Trump and other right-wing figures are spreading claims about migrants voting by the millions: here's the truth

Republican presidential candidate and former U.S. President Donald Trump leaves the stage a the conclusion of a campaign rally at the Forum River Center March 09, 2024 in Rome, Georgia. Both Trump and President Joe Biden are holding campaign events on Saturday in Georgia, a critical battleground state, two days before the its primary elections. A city of about 38,000, Rome is in the heart of conservative northwest Georgia and the center of the Congressional district represented by Rep. Majorie Taylor Green (R-GA). (Photo by Chip Somodevilla/Getty Images)
Republican presidential candidate and former U.S. President Donald Trump leaves the stage a the conclusion of a campaign rally at the Forum River Center March 09, 2024 in Rome, Georgia. Both Trump and President Joe Biden are holding campaign events on Saturday in Georgia, a critical battleground state, two days before the its primary elections. A city of about 38,000, Rome is in the heart of conservative northwest Georgia and the center of the Congressional district represented by Rep. Majorie Taylor Green (R-GA). Photo credit (Photo by Chip Somodevilla/Getty Images)

Former President Donald Trump has been making claims about voter fraud in the U.S. since before the 2020 election. Those unfounded claims are even related to some of the various legal issues he faces as he campaigns to be the GOP presidential candidate.

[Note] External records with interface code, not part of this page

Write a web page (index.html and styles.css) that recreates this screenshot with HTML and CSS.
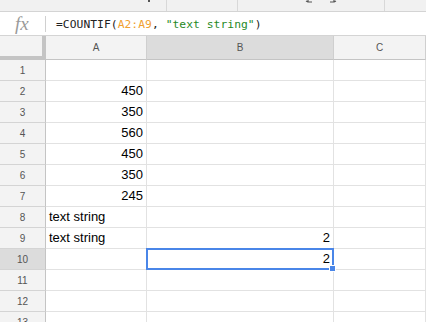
FILE: index.html
```html
<!DOCTYPE html>
<html lang="en">
<head>
  <meta charset="UTF-8" />
  <title>COUNTIF</title>
  <link rel="stylesheet" href="styles.css">
</head>
<body>
  <div class="toolbar">
    <div class="tb-group g1"><span class="tick"></span></div>
    <div class="tb-group g2"></div>
    <div class="tb-group g3">
      <svg class="arrows" width="40" height="4" viewBox="0 0 40 4">
        <path d="M5 0 V2 H9 M3 1 L5 2" stroke="#555" stroke-width="1.2" fill="none"/>
        <path d="M31 0 V2 H27 M33 1 L31 2" stroke="#555" stroke-width="1.2" fill="none"/>
      </svg>
    </div>
    <div class="tb-group g4"></div>
  </div>

  <div class="formula-bar">
    <div class="fx">fx</div>
    <div class="formula">=COUNTIF(<span class="ref">A2:A9</span>, <span class="str">"text string"</span>)</div>
  </div>

  <div class="sheet">
    <div class="corner"></div>
    <div class="col-head">A</div>
    <div class="col-head active">B</div>
    <div class="col-head">C</div>

    <div class="row-head">1</div><div class="cell"></div><div class="cell"></div><div class="cell"></div>
    <div class="row-head">2</div><div class="cell num">450</div><div class="cell"></div><div class="cell"></div>
    <div class="row-head">3</div><div class="cell num">350</div><div class="cell"></div><div class="cell"></div>
    <div class="row-head">4</div><div class="cell num">560</div><div class="cell"></div><div class="cell"></div>
    <div class="row-head">5</div><div class="cell num">450</div><div class="cell"></div><div class="cell"></div>
    <div class="row-head">6</div><div class="cell num">350</div><div class="cell"></div><div class="cell"></div>
    <div class="row-head">7</div><div class="cell num">245</div><div class="cell"></div><div class="cell"></div>
    <div class="row-head">8</div><div class="cell">text string</div><div class="cell"></div><div class="cell"></div>
    <div class="row-head">9</div><div class="cell">text string</div><div class="cell num">2</div><div class="cell"></div>
    <div class="row-head active">10</div><div class="cell"></div><div class="cell num selected">2<span class="handle"></span></div><div class="cell"></div>
    <div class="row-head">11</div><div class="cell"></div><div class="cell"></div><div class="cell"></div>
    <div class="row-head">12</div><div class="cell"></div><div class="cell"></div><div class="cell"></div>
    <div class="row-head">13</div><div class="cell"></div><div class="cell"></div><div class="cell"></div>
  </div>
</body>
</html>
```

FILE: styles.css
```css
* {
  box-sizing: border-box;
}

body {
  margin: 0;
  font-family: "Liberation Sans", Arial, sans-serif;
  color: #222;
  background: #fff;
  overflow: hidden;
}

/* toolbar strip, cut off at the top */
.toolbar {
  display: flex;
  height: 12px;
  background: #f1f1f1;
  border-bottom: 1px solid #d4d4d4;
}

.tb-group {
  height: 11px;
  border-right: 1px solid #d8d8d8;
  position: relative;
}

.g1 { width: 167px; }
.g2 { width: 71px; }
.g3 { width: 147px; }
.g4 { flex: 1; border-right: none; }

.tick {
  position: absolute;
  left: 148px;
  top: 0;
  width: 2px;
  height: 2px;
  background: #555;
}

.arrows {
  position: absolute;
  left: 65px;
  top: 0;
}

.formula-bar {
  display: flex;
  align-items: center;
  height: 24px;
  border-bottom: 1px solid #d4d4d4;
  background: #fff;
}

.fx {
  width: 46px;
  height: 16px;
  line-height: 15px;
  padding-left: 15px;
  border-right: 1px solid #d0d0d0;
  font-family: "Liberation Serif", "Times New Roman", serif;
  font-style: italic;
  font-size: 19px;
  color: #9a9a9a;
}

.formula {
  padding-left: 10px;
  padding-top: 1px;
  font-family: "DejaVu Sans Mono", monospace;
  font-size: 11.3px;
  color: #222;
  letter-spacing: 0.05px;
}

.ref { color: #f0a030; }
.str { color: #1f8a1f; }

.sheet {
  display: grid;
  grid-template-columns: 46px 101px 187px 1fr;
  grid-template-rows: 24px repeat(13, 21px);
}

.corner {
  background: #f3f3f3;
  border-right: 4px solid #c4c4c4;
  border-bottom: 4px solid #c4c4c4;
}

.col-head {
  display: flex;
  align-items: center;
  justify-content: center;
  background: #f3f3f3;
  border-right: 1px solid #cfcfcf;
  border-bottom: 1px solid #c4c4c4;
  font-size: 10px;
  color: #555;
}

.col-head.active,
.row-head.active {
  background: #dcdcdc;
}

.row-head {
  display: flex;
  align-items: center;
  justify-content: center;
  background: #f3f3f3;
  border-right: 1px solid #c4c4c4;
  border-bottom: 1px solid #d4d4d4;
  font-size: 10px;
  color: #555;
}

.cell {
  position: relative;
  padding: 0 3px;
  border-right: 1px solid #e2e2e2;
  border-bottom: 1px solid #e2e2e2;
  font-size: 13px;
  line-height: 20px;
  color: #000;
  white-space: nowrap;
}

.cell.num {
  text-align: right;
}

.selected::after {
  content: "";
  position: absolute;
  left: -1px;
  top: -1px;
  right: -1px;
  bottom: -1px;
  border: 2px solid #4a86e8;
}

.handle {
  position: absolute;
  right: -3px;
  bottom: -3px;
  width: 7px;
  height: 7px;
  background: #4a86e8;
  border: 1px solid #fff;
  z-index: 1;
}
```
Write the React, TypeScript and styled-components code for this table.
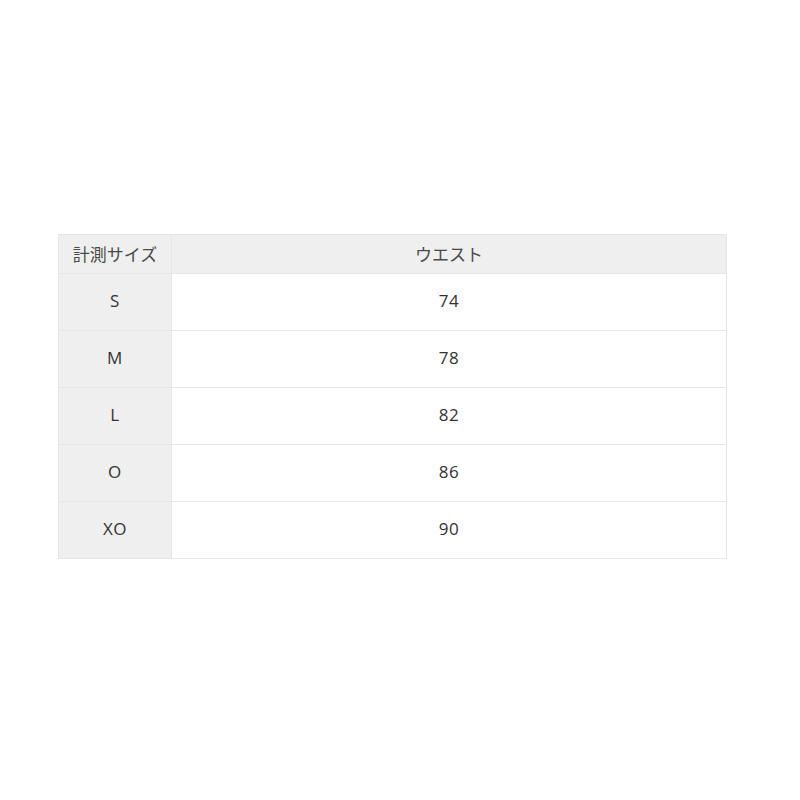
import React from "react";
import styled, { createGlobalStyle } from "styled-components";

const Global = createGlobalStyle`
  html, body { margin: 0; padding: 0; background: #fff; }
  body { font-family: "Open Sans", "Noto Sans CJK JP", sans-serif; color: #333; }
`;

const Page = styled.div`
  padding: 234px 74px 0 58px;
`;

const Table = styled.table`
  width: 669px;
  border-collapse: collapse;
  table-layout: fixed;
  font-size: 17px;
`;

const Th = styled.th<{ $first?: boolean }>`
  height: 36px;
  padding: 0 0 2px;
  background: #efefef;
  border: 1px solid #e6e6e6;
  font-weight: 400;
  text-align: center;
  width: ${(p) => (p.$first ? "112px" : "auto")};
  font-family: "Noto Sans CJK JP", sans-serif;
  font-size: 17px;
  color: #4a4a4a;
`;

const Td = styled.td<{ $label?: boolean }>`
  height: 53px;
  padding: 0 0 3px;
  border: 1px solid #e6e6e6;
  text-align: center;
  letter-spacing: 0.6px;
  background: ${(p) => (p.$label ? "#efefef" : "#fff")};
  color: #333;
`;

const rows: [string, string][] = [
  ["S", "74"],
  ["M", "78"],
  ["L", "82"],
  ["O", "86"],
  ["XO", "90"],
];

export default function App() {
  return (
    <>
      <Global />
      <Page>
        <Table>
          <thead>
            <tr>
              <Th $first>計測サイズ</Th>
              <Th>ウエスト</Th>
            </tr>
          </thead>
          <tbody>
            {rows.map(([s, v]) => (
              <tr key={s}>
                <Td $label>{s}</Td>
                <Td>{v}</Td>
              </tr>
            ))}
          </tbody>
        </Table>
      </Page>
    </>
  );
}
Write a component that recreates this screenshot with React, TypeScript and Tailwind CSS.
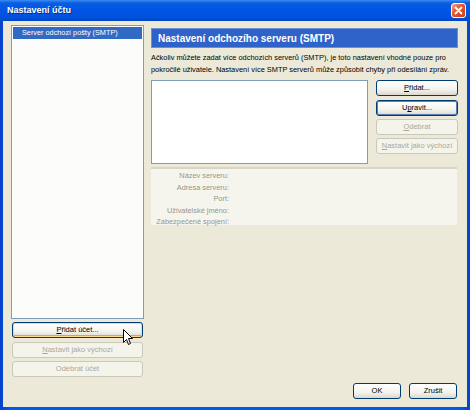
import React from 'react';

type Kind = 'normal' | 'hover' | 'default' | 'disabled';

function XpButton({ label, kind = 'normal', className = '' }: { label: React.ReactNode; kind?: Kind; className?: string }) {
  const styles: Record<Kind, string> = {
    normal: 'border-[#003c74] bg-[linear-gradient(180deg,#ffffff_0%,#f4f3ee_60%,#dcd8cc_100%)] text-black',
    hover:
      'border-[#003c74] bg-[linear-gradient(180deg,#ffffff_0%,#f4f3ee_60%,#dcd8cc_100%)] text-black shadow-[inset_0_0_0_1px_#fbd88a,inset_0_-1px_0_1px_#e5a33a]',
    default:
      'border-[#003c74] bg-[linear-gradient(180deg,#ffffff_0%,#f4f3ee_60%,#dcd8cc_100%)] text-black shadow-[inset_0_0_0_1px_#5a7fb8]',
    disabled: 'border-[#cac8bb] bg-[#f5f4ea] text-[#aca899]',
  };
  return (
    <div
      className={`flex h-[16px] items-center justify-center whitespace-nowrap rounded-[3px] border text-[7.5px] ${styles[kind]} ${className}`}
    >
      {label}
    </div>
  );
}

function Mn({ c, rest }: { c: string; rest: string }) {
  return (
    <span>
      <span className="underline underline-offset-1">{c}</span>
      {rest}
    </span>
  );
}

export default function App() {
  const fields = ['Název serveru:', 'Adresa serveru:', 'Port:', 'Uživatelské jméno:', 'Zabezpečené spojení:'];

  return (
    <div
      className="relative flex h-[410px] w-[470px] flex-col overflow-hidden bg-[linear-gradient(90deg,#0842c8_0%,#0058ee_2%,#0058ee_98%,#0842c8_100%)]"
      style={{ fontFamily: '"Liberation Sans", Arial, sans-serif' }}
    >
      {/* title bar */}
      <div className="flex h-[21px] shrink-0 items-center justify-between bg-[linear-gradient(180deg,#3c8cf8_0%,#0a5ee0_14%,#0055e5_45%,#0053e0_80%,#0046c4_100%)] pl-[7px] pr-[4px]">
        <span className="mt-[1px] text-[9px] font-bold text-white [text-shadow:1px_1px_0_#0a2a86]">Nastavení účtu</span>
        <div className="flex h-[15px] w-[15px] items-center justify-center rounded-[3px] border border-white bg-[linear-gradient(135deg,#f3a58a_0%,#e0542c_45%,#c8401c_100%)]">
          <svg width="9" height="9" viewBox="0 0 9 9">
            <path d="M1.5 1.5 L7.5 7.5 M7.5 1.5 L1.5 7.5" stroke="white" strokeWidth="1.8" strokeLinecap="round" />
          </svg>
        </div>
      </div>

      {/* client */}
      <div className="mx-[3px] mb-[3px] flex flex-1 gap-[7px] bg-[#ece9d8] pb-[8px] pl-[8px] pr-[9px] pt-[4px]">
        {/* left column */}
        <div className="flex w-[133px] flex-col pb-[22px]">
          <div className="flex-1 border border-[#7f9db9] bg-[#fcfdfa] p-[1px]">
            <div className="flex h-[12px] items-center bg-[#316ac5] pl-[9px] text-[7.3px] text-white">Server odchozí pošty (SMTP)</div>
          </div>
          <XpButton className="mx-[1px] mt-[3px]" kind="hover" label={<Mn c="P" rest="řidat účet..." />} />
          <XpButton className="mx-[1px] mt-[4px]" kind="disabled" label={<Mn c="N" rest="astavit jako výchozí" />} />
          <XpButton className="mx-[1px] mt-[3px]" kind="disabled" label="Odebrat účet" />
        </div>

        {/* right column */}
        <div className="flex flex-1 flex-col pt-[3px]">
          <div className="flex h-[20px] items-center border border-[#6d8fd6] bg-[#2f63c9] pl-[6px] text-[10px] font-bold text-white">
            Nastavení odchozího serveru (SMTP)
          </div>
          <p className="mt-[4px] text-[7.4px] leading-[12px] text-black">
            Ačkoliv můžete zadat více odchozích serverů (SMTP), je toto nastavení vhodné pouze pro pokročilé uživatele. Nastavení více SMTP serverů může způsobit chyby při odesílání zpráv.
          </p>
          <div className="mt-[4px] flex gap-[8px]">
            <div className="h-[84px] flex-1 border border-[#7f9db9] bg-white" />
            <div className="flex w-[82px] flex-col gap-[3px]">
              <XpButton label={<Mn c="P" rest="řidat..." />} />
              <XpButton kind="default" className="mt-[1px]" label={<span>U<span className="underline underline-offset-1">p</span>ravit...</span>} />
              <XpButton kind="disabled" label={<Mn c="O" rest="debrat" />} />
              <XpButton kind="disabled" label={<Mn c="N" rest="astavit jako výchozí" />} />
            </div>
          </div>
          <div className="mr-[1px] mt-[3px] h-[58px] border-t-2 border-[#d8d5c6] bg-[#f5f4ed] pt-[1px]">
            <div className="flex w-[78px] flex-col items-end text-[7.4px] leading-[11.5px] text-[#9a978a]">
              {fields.map((f) => (
                <div key={f} className="whitespace-nowrap">
                  {f}
                </div>
              ))}
            </div>
          </div>
          <div className="flex-1" />
          <div className="flex justify-end gap-[8px] pr-[1px]">
            <XpButton className="w-[48px]" label="OK" />
            <XpButton className="w-[48px]" label="Zrušit" />
          </div>
        </div>
      </div>

      {/* mouse cursor */}
      <svg className="absolute left-[123px] top-[329px]" width="11" height="17" viewBox="0 0 11 17">
        <path d="M0.5 0.5 L0.5 13.5 L3.5 10.5 L5.5 15.5 L7.5 14.5 L5.5 9.5 L9.5 9.5 Z" fill="white" stroke="black" strokeWidth="1" strokeLinejoin="round" />
      </svg>
    </div>
  );
}
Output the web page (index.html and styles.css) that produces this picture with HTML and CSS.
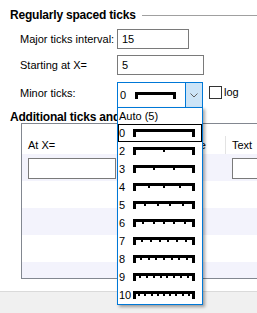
FILE: index.html
```html
<!DOCTYPE html>
<html>
<head>
<meta charset="utf-8">
<link rel="stylesheet" href="styles.css">
</head>
<body>
<div class="page">
  <div class="group-title"><span>Regularly spaced ticks</span><i class="rule"></i></div>
  <div class="form">
    <div class="field-row r1"><label>Major ticks interval:</label><div class="input w71">15</div></div>
    <div class="field-row r2"><label>Starting at X=</label><div class="input w86">5</div></div>
    <div class="field-row r3"><label>Minor ticks:</label>
      <div class="combo">
        <div class="combo-value"><span class="num">0</span>
          <svg class="cglyph" width="41" height="7" viewBox="0 0 41 7"><path d="M0 0h41v7h-3v-4H3v4H0z"/></svg>
        </div>
        <div class="combo-btn"><svg width="8" height="5" viewBox="0 0 8 5"><polyline points="0.5,0.5 4,4 7.5,0.5" fill="none" stroke="#606060" stroke-width="1"/></svg></div>
      </div>
      <span class="check"></span><span class="log">log</span>
    </div>
  </div>

  <div class="group-title t2"><span>Additional ticks and labels</span></div>
  <div class="grid">
    <div class="grid-head">
      <div class="hcell c1">At X=</div>
      <div class="hcell c2">Line style</div>
      <div class="hcell c3">Text</div>
    </div>
    <div class="grow alt">
      <div class="cell c1"><div class="input gin"></div></div>
      <div class="cell c2"></div>
      <div class="cell c3"><div class="input gin wide"></div></div>
    </div>
    <div class="grow"></div>
    <div class="grow alt"></div>
    <div class="grow"></div>
    <div class="grow alt"></div>
  </div>

  <div class="footer"></div>

  <div class="dropdown">
    <div class="item auto">Auto (5)</div>
    <div class="item focus"><span class="n">0</span><svg class="glyph" viewBox="0 0 62 8"><path d="M0 0h62v8h-3v-5H3v5H0z"/></svg></div>
    <div class="item"><span class="n">2</span><svg class="glyph" viewBox="0 0 62 8"><path d="M0 0h62v8h-3v-5H3v5H0z"/><path d="M30 3h2v2h-2z"/></svg></div>
    <div class="item"><span class="n">3</span><svg class="glyph" viewBox="0 0 62 8"><path d="M0 0h62v8h-3v-5H3v5H0z"/><path d="M20 3h2v2h-2zM40 3h2v2h-2z"/></svg></div>
    <div class="item"><span class="n">4</span><svg class="glyph" viewBox="0 0 62 8"><path d="M0 0h62v8h-3v-5H3v5H0z"/><path d="M15 3h2v2h-2zM30 3h2v2h-2zM46 3h2v2h-2z"/></svg></div>
    <div class="item"><span class="n">5</span><svg class="glyph" viewBox="0 0 62 8"><path d="M0 0h62v8h-3v-5H3v5H0z"/><path d="M11 3h2v2h-2zM24 3h2v2h-2zM36 3h2v2h-2zM49 3h2v2h-2z"/></svg></div>
    <div class="item"><span class="n">6</span><svg class="glyph" viewBox="0 0 62 8"><path d="M0 0h62v8h-3v-5H3v5H0z"/><path d="M9 3h2v2H9zM20 3h2v2h-2zM30 3h2v2h-2zM40 3h2v2h-2zM51 3h2v2h-2z"/></svg></div>
    <div class="item"><span class="n">7</span><svg class="glyph" viewBox="0 0 62 8"><path d="M0 0h62v8h-3v-5H3v5H0z"/><path d="M8 3h2v2H8zM17 3h2v2h-2zM26 3h2v2h-2zM34 3h2v2h-2zM43 3h2v2h-2zM52 3h2v2h-2z"/></svg></div>
    <div class="item"><span class="n">8</span><svg class="glyph" viewBox="0 0 62 8"><path d="M0 0h62v8h-3v-5H3v5H0z"/><path d="M7 3h2v2H7zM15 3h2v2h-2zM22 3h2v2h-2zM30 3h2v2h-2zM38 3h2v2h-2zM45 3h2v2h-2zM53 3h2v2h-2z"/></svg></div>
    <div class="item"><span class="n">9</span><svg class="glyph" viewBox="0 0 62 8"><path d="M0 0h62v8h-3v-5H3v5H0z"/><path d="M6 3h2v2H6zM13 3h2v2h-2zM20 3h2v2h-2zM27 3h2v2h-2zM33 3h2v2h-2zM40 3h2v2h-2zM47 3h2v2h-2zM54 3h2v2h-2z"/></svg></div>
    <div class="item"><span class="n">10</span><svg class="glyph" viewBox="0 0 62 8"><path d="M0 0h62v8h-3v-5H3v5H0z"/><path d="M5 3h2v2H5zM11 3h2v2h-2zM18 3h2v2h-2zM24 3h2v2h-2zM30 3h2v2h-2zM36 3h2v2h-2zM42 3h2v2h-2zM49 3h2v2h-2zM55 3h2v2h-2z"/></svg></div>
  </div>
</div>
</body>
</html>
```

FILE: styles.css
```css
html, body {
  margin: 0;
  padding: 0;
}
body {
  width: 257px;
  height: 313px;
  overflow: hidden;
  background: #ffffff;
  color: #000000;
  font-family: "Liberation Sans", Arial, sans-serif;
  font-size: 11px;
}
.page {
  position: relative;
  height: 313px;
  display: flex;
  flex-direction: column;
  overflow: hidden;
}
.group-title {
  display: flex;
  align-items: center;
  padding-left: 10px;
  margin-top: 8px;
  height: 14px;
  line-height: 14px;
  font-size: 12px;
  font-weight: bold;
  letter-spacing: -0.2px;
  white-space: nowrap;
}
.group-title .rule {
  flex: 1;
  height: 1px;
  background: #a0a0a0;
  margin-left: 6px;
}
.group-title.t2 {
  margin-top: 4px;
  height: 11px;
  line-height: 11px;
}
.form {
  display: flex;
  flex-direction: column;
  padding-left: 20px;
  margin-top: 7px;
}
.field-row {
  display: flex;
  align-items: center;
  height: 20px;
}
.field-row.r2 { margin-top: 6px; }
.field-row.r3 {
  margin-top: 7px;
  height: 26px;
  align-items: flex-start;
}
.field-row label {
  width: 97px;
  flex: none;
}
.field-row.r3 label {
  line-height: 22px;
}
.input {
  box-sizing: border-box;
  height: 20px;
  border: 1px solid #7a7a7a;
  padding-left: 4px;
  line-height: 18px;
  background: #ffffff;
}
.w71 { width: 72px; }
.w86 { width: 87px; }
.combo {
  box-sizing: border-box;
  width: 86px;
  height: 26px;
  border: 1px solid #0078d7;
  display: flex;
}
.combo-value {
  flex: 1;
  display: flex;
  align-items: center;
  padding-left: 2px;
}
.combo-value .num { width: 15px; }
.cglyph { display: block; fill: #000; }
.combo-btn {
  width: 16px;
  background: #cce4f7;
  border-left: 1px solid #0078d7;
  display: flex;
  align-items: center;
  justify-content: center;
}
.combo-btn svg { display: block; }
.check {
  box-sizing: border-box;
  width: 13px;
  height: 13px;
  border: 1px solid #333333;
  margin-left: 6px;
  margin-top: 4px;
  background: #fff;
}
.log {
  margin-left: 2px;
  line-height: 21px;
}
.grid {
  box-sizing: border-box;
  margin-left: 21px;
  margin-right: -30px;
  height: 156px;
  border: 1px solid #828790;
  overflow: hidden;
  flex: none;
}
.grid-head {
  display: flex;
  padding-top: 12px;
  height: 18px;
}
.hcell {
  box-sizing: border-box;
  height: 18px;
  line-height: 18px;
  padding-left: 6px;
  border-right: 1px solid #e3e3e3;
  white-space: nowrap;
  overflow: hidden;
}
.c1 { width: 98px; flex: none; }
.c2 { width: 106px; flex: none; }
.c3 { width: 80px; flex: none; }
.hcell.c2 { text-align: right; padding-right: 19px; }
.hcell.c3 { border-right: none; }
.grow {
  display: flex;
  height: 27px;
}
.grow.alt { background: #f3f3fc; }
.cell {
  box-sizing: border-box;
  padding-left: 6px;
  padding-top: 4px;
}
.gin { width: 88px; height: 21px; }
.cell.c3 .gin { width: 70px; }
.footer {
  margin-top: auto;
  height: 21px;
  background: #f0f0f0;
  border-top: 1px solid #dadada;
  flex: none;
}
.dropdown {
  position: absolute;
  left: 117px;
  top: 107px;
  width: 86px;
  height: 198px;
  box-sizing: border-box;
  border: 1px solid #0078d7;
  background: #ffffff;
  box-shadow: 2px 2px 3px rgba(0, 0, 0, 0.35);
}
.item {
  display: flex;
  align-items: center;
  height: 18px;
  padding-left: 1px;
  white-space: nowrap;
}
.item.auto { height: 16px; }
.item.focus { box-shadow: inset 0 0 0 1px #000; }
.item .n { width: 14px; flex: none; }
.glyph {
  display: block;
  width: 62px;
  height: 8px;
  fill: #000;
}
```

This year, Trump has been going harder on a different type of voter fraud narrative – one that’s been haunting the U.S. for more than a century. It plays on the fear of non-Americans voting.

According to a report from NPR, here’s a memo in circulation right now about the alleged “threat on non-citizen voting,” from Cleta Mitchell. She’s a former Trump adviser. Last September, The Intercept said that Mitchell was the leader of the “election denial movement.”

During an Iowa rally in January, Trump criticized President Joe Biden and his Democratic administration for allowing in migrants from the Southern border.

Migrant border crossings from Mexico hit a record high at the end of last year, according to government statistics cited by the Pew Research Center. However, it also said that numbers fell from 250,000 in December to 124,000 this January.

Trump told the crowd gathered in Iowa that he believes the Biden administration is allowing in migrants in to impact the upcoming election. It appears that he and the current president will have a rematch of the 2020 election this November.

“That’s why they are allowing these people to come in – people that don’t speak our language – they are signing them up to vote,” Trump said. “I believe that’s why you are having millions of people pour into our country and it could very well affect the next election. That’s why they are doing it.”

NPR noted that it is illegal for noncitizens to vote in federal elections, and that “numerous studies over the years have found that it almost never happens.”

According to Ron Hayduk, an expert on noncitizen voting at San Francisco State University quoted by the outlet, noncitizen voting was once common in the U.S. That changed following the Civil War, Reconstruction and a wave of immigration. In the 1800s, a myth that people were being shuttled into the country to influence elections began to emerge, said NPR.

“I’ve been hearing it my whole career,” said Kim Wyman, a senior fellow at the Bipartisan Policy Center. She’s also the former Republican secretary of state of Washington.

In 2012, the Immigration Policy Center wrote about “Chicken Little in the Voting Booth” in response to restrictive voting laws.

“Proponents of harsh voter laws often assert, without a shred of hard evidence, that hordes of immigrants are swaying election results by wheedling their way into the voting booth,” said the report. “However, repeated investigations over the years have found no indication that systematic vote fraud by non-citizens is anything other than the product of overactive imaginations.”

Just shy of a decade later, the Los Angeles Times reported about how a “racist myth has circulated around elections, often told in rich detail, of undocumented immigrants traveling poll to poll to vote illegally.”

Gilda Daniels, an election law professor at the University of Baltimore said narratives about voter fraud can create hysteria and further “this idea that only certain people should be allowed to participate in the process,” per NPR.

Gallup polling found last month that the percentage of Americans who named immigration as the most important issue facing the U.S.
shot up from 20% to 28% in just one month to become the most cited problem in the country. Claims about migrants being “imported” to the U.S. to vote were even retweeted on X by the site’s owner, Elon Musk.

“They are importing voters,” said the billionaire. “This is why groups on the far left fight so hard to stop voter ID requirements, under the absurd guise of protecting the right to vote.”

NPR said that the most recent resurgence of the myth is intended to push Congress to pass legislation that would require documentary proof of citizenship as part of voter registration.

“If you make [registering] harder, there will be students, young people, elderly people, poor people and other groupings of people who would just not bother,” said Daniels. “This whole document is [saying] we don’t want the [National Voter Registration Act] or any other piece of legislation to do what it's supposed to do, which is register people to vote.”

While the NVRA does not require proof of U.S. citizenship for people to register to vote, NPR said a federal voting law passed in 2002 required applicants to provide a unique identification number to register found on other documents that involve citizenship checks.